Validation Metrics vs Training Metrics:

  -> During training, layers like BatchNormalization and Dropout are active, affecting
     the behavior of the network. This means that the training metrics (such as accuracy)
     calculated during training may be influenced by these layers.
  -> However, when evaluating the model on the validation set, these layers are
     typically turned off.
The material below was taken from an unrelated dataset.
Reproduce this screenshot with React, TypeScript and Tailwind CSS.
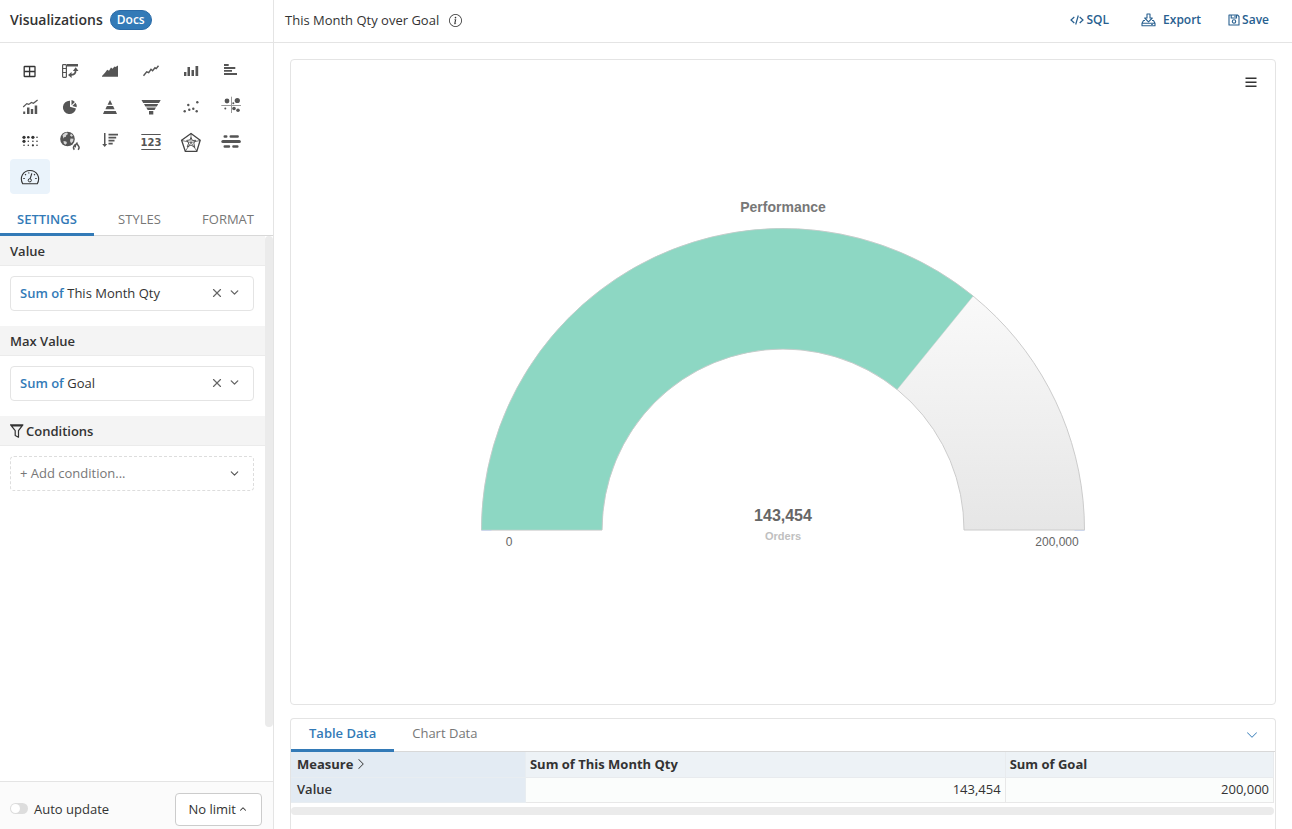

This is because during validation or testing, you want a
     more representative evaluation of the model's generalization performance without
     the influence of Dropout or BatchNormalization.
  -> As a result, the validation metrics might appear better compared to the training
     metrics because the validation set evaluates the model under more controlled
     conditions without the regularization effects

Epoch-Level Averaging:

  -> Training metrics are often reported as averages over the course of an epoch.
    An epoch is completed when all training samples have been used once for training.
  -> Validation metrics, on the other hand, are evaluated at the end of each epoch
     after the model has seen the entire training dataset.
  -> Due to this timing difference, the validation metrics are evaluated on a slightly
     more trained model compared to the metrics reported during training.
  -> This difference in timing could contribute to the validation metrics appearing
     slightly better than the training metrics.
"""

# The content explains that the difference in behavior between training and validation
# metrics is influenced by the presence of regularization techniques like
# BatchNormalization and Dropout.

In [None]:
# Benefits of Using a pre-trained model for feature extraction:

# 1. It leverages the knowledge and features learned from a larger dataset, which
#    can improve performance on the small dataset.
# 2. It reduces the risk of overfitting by using features that are more generic
#    and transferable.
# 3. It requires fewer training iterations since the convolutional base is frozen,
#    saving both time and computational resources.